Case will go to NC Supreme Court
In June, 2014, a state superior court declared that the North Carolina General Assembly’s move to legislate possession of the water system, away from the city and into the hands of the Metropolitan Sewerage District was unconstitutional. The lawmakers challenged that verdict. On October 6 the state Court of Appeals reversed the lower court’s decision and ruled in favor of the general assembly. Last week, at its first meeting following the verdict, city council voted unanimously to appeal.
The city’s move, which was anticipated, has sparked a surge of public interest in the legal questions underlying the dispute: who actually owns the water system, including its three component reservoirs at Bee Tree, North Fork and Mills River?

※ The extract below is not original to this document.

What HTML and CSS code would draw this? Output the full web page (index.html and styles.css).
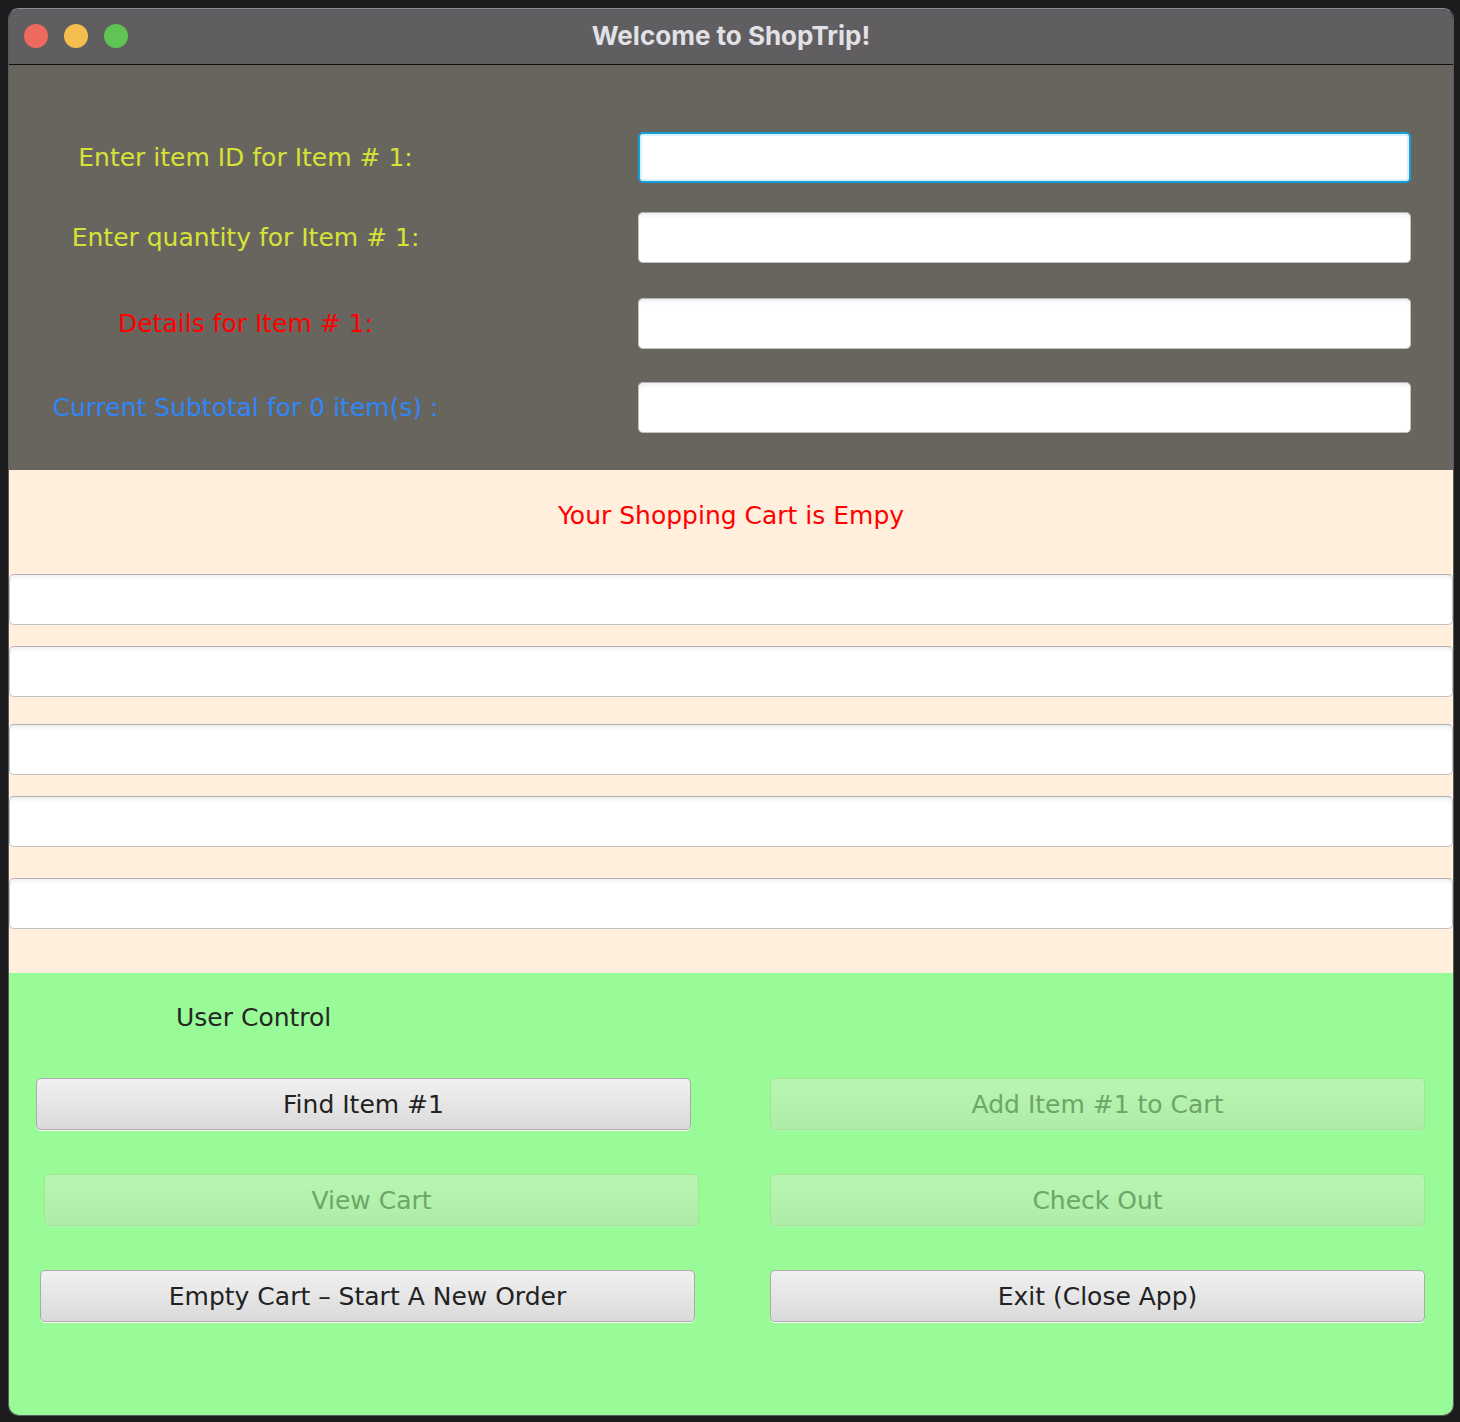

Does the general assembly’s legislative power trump ownership rights? And what difference does it all make for rate payers, many of whom do not live in Asheville proper but still get their water from the system?

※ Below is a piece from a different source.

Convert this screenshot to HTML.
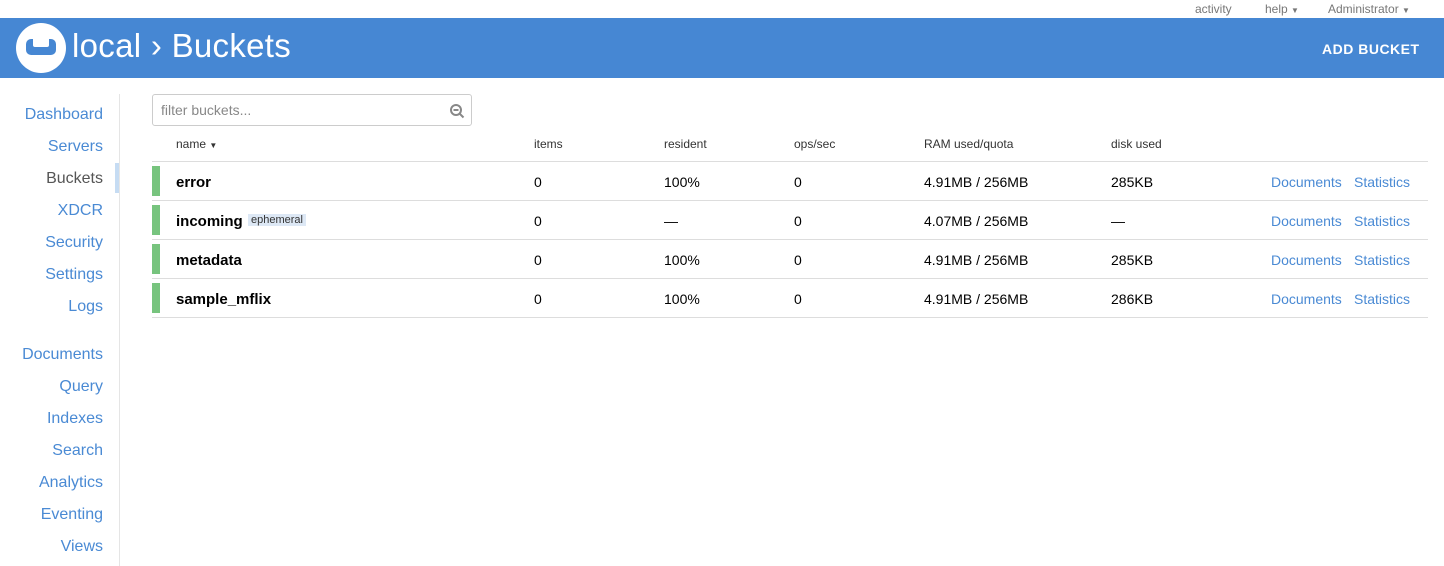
<!DOCTYPE html>
<html><head><meta charset="utf-8"><style>
*{margin:0;padding:0;box-sizing:border-box}
body{width:1444px;height:566px;overflow:hidden;background:#fff;font-family:"Liberation Sans",sans-serif;position:relative;color:#000}
.abs{position:absolute;white-space:nowrap}
.top{font-size:12px;color:#777;top:2px}
.hdr{position:absolute;left:0;top:18px;width:1444px;height:60px;background:#4687d3}
.nav{position:absolute;right:1341px;font-size:16px;color:#4a8ad4;text-align:right}
.th{font-size:12px;color:#333;top:137px}
.line{position:absolute;left:152px;width:1276px;height:1px;background:#ddd}
.bar{position:absolute;left:152px;width:8px;height:30px;background:#77c47e}
.c{position:absolute;font-size:14px;color:#000}
.n{font-weight:bold;font-size:15px}
.lk{color:#4a8ad4}
</style></head><body>
<div class="abs top" style="left:1195px">activity</div>
<div class="abs top" style="left:1265px">help <span style="font-size:8px">▼</span></div>
<div class="abs top" style="left:1328px">Administrator <span style="font-size:8px">▼</span></div>
<div class="hdr">
 <div class="abs" style="left:16px;top:5px;width:50px;height:50px;border-radius:50%;background:#fff"></div>
 <div class="abs" style="left:26px;top:21px;width:30px;height:16px;border-radius:5px;background:#4687d3"></div>
 <div class="abs" style="left:33px;top:21px;width:16px;height:8px;background:#fff;border-radius:0 0 2px 2px"></div>
 <div class="abs" style="left:72px;top:9px;font-size:33px;color:#fff;letter-spacing:0.3px">local › Buckets</div>
 <div class="abs" style="left:1322px;top:23px;font-size:14px;color:#fff;font-weight:bold;letter-spacing:0.5px">ADD BUCKET</div>
</div>
<div class="abs" style="left:119px;top:94px;width:1px;height:472px;background:#e5e5e5"></div>
<div class="abs" style="left:115px;top:163px;width:4px;height:30px;background:#c6dcf3"></div>
<div class="nav" style="top:106px">Dashboard</div>
<div class="nav" style="top:138px">Servers</div>
<div class="nav" style="top:170px;color:#555">Buckets</div>
<div class="nav" style="top:202px">XDCR</div>
<div class="nav" style="top:234px">Security</div>
<div class="nav" style="top:266px">Settings</div>
<div class="nav" style="top:298px">Logs</div>
<div class="nav" style="top:346px">Documents</div>
<div class="nav" style="top:378px">Query</div>
<div class="nav" style="top:410px">Indexes</div>
<div class="nav" style="top:442px">Search</div>
<div class="nav" style="top:474px">Analytics</div>
<div class="nav" style="top:506px">Eventing</div>
<div class="nav" style="top:538px">Views</div>
<div class="abs" style="left:152px;top:94px;width:320px;height:32px;border:1px solid #ccc;border-radius:3px"></div>
<div class="abs" style="left:161px;top:102px;font-size:14px;color:#888">filter buckets...</div>
<svg class="abs" style="left:449px;top:103px" width="16" height="16" viewBox="0 0 16 16"><circle cx="7" cy="7" r="5" fill="none" stroke="#888" stroke-width="2"/><path d="M4.5 7h5M11 11l3.5 3.5" stroke="#888" stroke-width="2"/></svg>
<div class="abs th" style="left:176px">name <span style="font-size:8px">▼</span></div>
<div class="abs th" style="left:534px">items</div>
<div class="abs th" style="left:664px">resident</div>
<div class="abs th" style="left:794px">ops/sec</div>
<div class="abs th" style="left:924px">RAM used/quota</div>
<div class="abs th" style="left:1111px">disk used</div>
<div class="line" style="top:161px"></div>
<div class="line" style="top:200px"></div>
<div class="line" style="top:239px"></div>
<div class="line" style="top:278px"></div>
<div class="line" style="top:317px"></div>
<div class="bar" style="top:166px"></div>
<div class="bar" style="top:205px"></div>
<div class="bar" style="top:244px"></div>
<div class="bar" style="top:283px"></div>

<div class="c n" style="left:176px;top:174px">error</div>
<div class="c" style="left:534px;top:174px">0</div><div class="c" style="left:664px;top:174px">100%</div><div class="c" style="left:794px;top:174px">0</div><div class="c" style="left:924px;top:174px">4.91MB / 256MB</div><div class="c" style="left:1111px;top:174px">285KB</div>
<div class="c lk" style="left:1271px;top:174px">Documents</div><div class="c lk" style="left:1354px;top:174px">Statistics</div>

<div class="c n" style="left:176px;top:213px">incoming</div>
<div class="c" style="left:248px;top:214px;font-size:11px;background:#dde8f5;padding:0 3px;color:#333">ephemeral</div>
<div class="c" style="left:534px;top:213px">0</div><div class="c" style="left:664px;top:213px">—</div><div class="c" style="left:794px;top:213px">0</div><div class="c" style="left:924px;top:213px">4.07MB / 256MB</div><div class="c" style="left:1111px;top:213px">—</div>
<div class="c lk" style="left:1271px;top:213px">Documents</div><div class="c lk" style="left:1354px;top:213px">Statistics</div>

<div class="c n" style="left:176px;top:252px">metadata</div>
<div class="c" style="left:534px;top:252px">0</div><div class="c" style="left:664px;top:252px">100%</div><div class="c" style="left:794px;top:252px">0</div><div class="c" style="left:924px;top:252px">4.91MB / 256MB</div><div class="c" style="left:1111px;top:252px">285KB</div>
<div class="c lk" style="left:1271px;top:252px">Documents</div><div class="c lk" style="left:1354px;top:252px">Statistics</div>

<div class="c n" style="left:176px;top:291px">sample_mflix</div>
<div class="c" style="left:534px;top:291px">0</div><div class="c" style="left:664px;top:291px">100%</div><div class="c" style="left:794px;top:291px">0</div><div class="c" style="left:924px;top:291px">4.91MB / 256MB</div><div class="c" style="left:1111px;top:291px">286KB</div>
<div class="c lk" style="left:1271px;top:291px">Documents</div><div class="c lk" style="left:1354px;top:291px">Statistics</div>
</body></html>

The City of Asheville has deeds to the property on which the reservoirs and pumping stations are located. “Deeds are important,” said former city risk management supervisor John Miall, “If I have a deed for a piece of land I cannot be dispossessed of it without due process and some sort of compensation. Arguably ‘the people’ still own it, but so do people who never paid a penny in fees or taxes.
“The City has been arrogant and has exercised bad decision-making [in administering the water system] at every turn,” Miall said. “ But the taking of the land runs contrary to everything I ever thought I knew about property ownership. Can the State come to you or me and say, ‘We’ve been watching you and this land for many years. We don’t think you’re using it to the benefit of everyone who needs it, so we are going to take it from you.’ ?”

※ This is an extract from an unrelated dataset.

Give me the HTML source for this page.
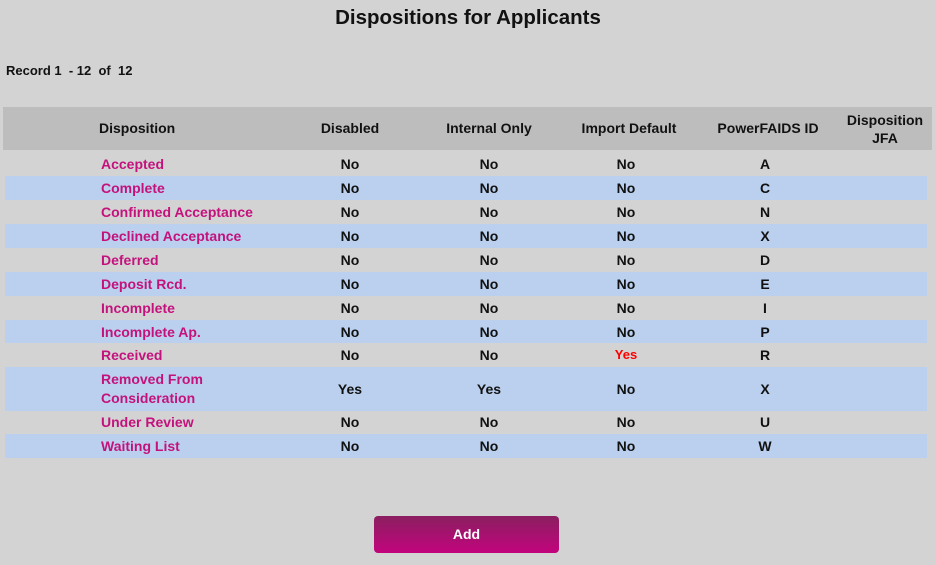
<!DOCTYPE html>
<html><head><style>
body{margin:0;width:936px;height:565px;background:#d3d3d3;font-family:"Liberation Sans",sans-serif;font-weight:bold;font-size:14px;color:#111;position:relative;overflow:hidden}
.a{position:absolute}
h1{position:absolute;top:6px;left:0;width:936px;text-align:center;font-size:20.5px;margin:0;color:#111}
.hdr{position:absolute;left:3px;top:107px;width:929px;height:43px;background:#bdbdbd}
.row{position:absolute;left:5px;width:922px}
.s{background:#bad0ee}
.c{position:absolute;text-align:center;transform:translateX(-50%);white-space:nowrap}
.d{position:absolute;left:96px;color:#c4127d;line-height:19px;margin-top:1px}
.btn{position:absolute;left:374px;top:516px;width:185px;height:37px;border-radius:4px;background:linear-gradient(#8a1f60,#c2047d);color:#fff;text-align:center;line-height:37px;font-size:14px}
</style></head><body>
<h1>Dispositions for Applicants</h1>
<div class="a" style="left:6px;top:63px;font-size:13px">Record 1 &nbsp;- 12 &nbsp;of &nbsp;12</div>
<div class="hdr"></div>
<div class="a" style="left:99px;top:120px">Disposition</div>
<div class="c" style="left:350px;top:120px">Disabled</div>
<div class="c" style="left:489px;top:120px">Internal Only</div>
<div class="c" style="left:629px;top:120px">Import Default</div>
<div class="c" style="left:768px;top:120px">PowerFAIDS ID</div>
<div class="c" style="left:885px;top:111px;line-height:18px">Disposition<br>JFA</div>
<div class="row" style="top:152px;height:24px"><div class="d" style="top:2px">Accepted</div><div class="c" style="left:345px;top:4px">No</div><div class="c" style="left:484px;top:4px">No</div><div class="c" style="left:621px;top:4px">No</div><div class="c" style="left:760px;top:4px">A</div></div>
<div class="row s" style="top:176px;height:24px"><div class="d" style="top:2px">Complete</div><div class="c" style="left:345px;top:4px">No</div><div class="c" style="left:484px;top:4px">No</div><div class="c" style="left:621px;top:4px">No</div><div class="c" style="left:760px;top:4px">C</div></div>
<div class="row" style="top:200px;height:24px"><div class="d" style="top:2px">Confirmed Acceptance</div><div class="c" style="left:345px;top:4px">No</div><div class="c" style="left:484px;top:4px">No</div><div class="c" style="left:621px;top:4px">No</div><div class="c" style="left:760px;top:4px">N</div></div>
<div class="row s" style="top:224px;height:24px"><div class="d" style="top:2px">Declined Acceptance</div><div class="c" style="left:345px;top:4px">No</div><div class="c" style="left:484px;top:4px">No</div><div class="c" style="left:621px;top:4px">No</div><div class="c" style="left:760px;top:4px">X</div></div>
<div class="row" style="top:248px;height:24px"><div class="d" style="top:2px">Deferred</div><div class="c" style="left:345px;top:4px">No</div><div class="c" style="left:484px;top:4px">No</div><div class="c" style="left:621px;top:4px">No</div><div class="c" style="left:760px;top:4px">D</div></div>
<div class="row s" style="top:272px;height:24px"><div class="d" style="top:2px">Deposit Rcd.</div><div class="c" style="left:345px;top:4px">No</div><div class="c" style="left:484px;top:4px">No</div><div class="c" style="left:621px;top:4px">No</div><div class="c" style="left:760px;top:4px">E</div></div>
<div class="row" style="top:296px;height:24px"><div class="d" style="top:2px">Incomplete</div><div class="c" style="left:345px;top:4px">No</div><div class="c" style="left:484px;top:4px">No</div><div class="c" style="left:621px;top:4px">No</div><div class="c" style="left:760px;top:4px">I</div></div>
<div class="row s" style="top:320px;height:23px"><div class="d" style="top:2px">Incomplete Ap.</div><div class="c" style="left:345px;top:4px">No</div><div class="c" style="left:484px;top:4px">No</div><div class="c" style="left:621px;top:4px">No</div><div class="c" style="left:760px;top:4px">P</div></div>
<div class="row" style="top:343px;height:24px"><div class="d" style="top:2px">Received</div><div class="c" style="left:345px;top:4px">No</div><div class="c" style="left:484px;top:4px">No</div><div class="c" style="left:621px;top:4px;color:#f00;font-size:13px">Yes</div><div class="c" style="left:760px;top:4px">R</div></div>
<div class="row s" style="top:367px;height:44px"><div class="d" style="top:2px">Removed From<br>Consideration</div><div class="c" style="left:345px;top:14px">Yes</div><div class="c" style="left:484px;top:14px">Yes</div><div class="c" style="left:621px;top:14px">No</div><div class="c" style="left:760px;top:14px">X</div></div>
<div class="row" style="top:411px;height:23px"><div class="d" style="top:1px">Under Review</div><div class="c" style="left:345px;top:3px">No</div><div class="c" style="left:484px;top:3px">No</div><div class="c" style="left:621px;top:3px">No</div><div class="c" style="left:760px;top:3px">U</div></div>
<div class="row s" style="top:434px;height:24px"><div class="d" style="top:2px">Waiting List</div><div class="c" style="left:345px;top:4px">No</div><div class="c" style="left:484px;top:4px">No</div><div class="c" style="left:621px;top:4px">No</div><div class="c" style="left:760px;top:4px">W</div></div>
<div class="btn">Add</div>
</body></html>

And in fact, by enacting the 2013 measure that stripped Asheville of its right to operate the water complex, that was exactly what the General Assembly did say: that, in effect, the city was not exercising due diligence, so the state, as owners-in-fact of the water itself, would take the running of the water works away from the city and place it in the hands of an entity that would be duly diligent – in this case, it said, the MSD.
“Asheville is simply a legal steward for the rate-paying owners of the water system,” said local conservative activist Robert Malt. “Unfortunately, Asheville has abused this authority, and now the stewardship must be transferred to a more responsible entity for the sake of good government.”
Ironically, this was the same legal argument the city used to leverage its 2014 takeover of the Pack Place Arts and Cultural center.
So the question to be determined in law appears to be: can the state, which owns the water, wrest the entire system away from the city, which owns the acreage and the physical plants, which in turn are useless without water to process?
The answer to that question, legal experts say, could be precedent-setting; certainly the outcome of the case will have ramifications statewide. Going into the hearing that ended in the overturning of the pro-Asheville ruling by Superior Court, the North Carolina League of Municipalities, which represents some 540 cities statewide, filed a “friend of the court” brief with the appellate court supporting Asheville’s position that the general assembly’s actions were unconstitutional. The town of Wilson did likewise, saying that a ruling in favor of the general assembly would have a chilling effect on cities’ investing in upkeep of their infrastructure.
But the appeals court clearly saw the case in a light favorable to the legislature. Summarizing the judges’ 3-0 decision, Judge Charles Dillon wrote that the cases cited by Asheville in presenting its appeal were not germane to the issue itself. Dillon said the state Supreme Court “has recognized the authority of our General Assembly to divest a city of its authority to operate a public water system and transfer the authority and assets to a different political subdivision.”
The fact that Dillon, speaking for the appeals court, took note of the state supreme court’s actions in similar cases did not appear to bode well for Asheville, which is headed for the Supreme Court next.
Directly or indirectly, city taxpayers stand to lose, according to local politicos who have criticized the city for allegedly using its water revenues as an all-purpose slush fund to finance pet projects. “The city has been using FTEs to get all their feel good projects completed. Council will either have to cut projects or raise taxes. They will raise taxes and blame the NCGA the whole time,” one said.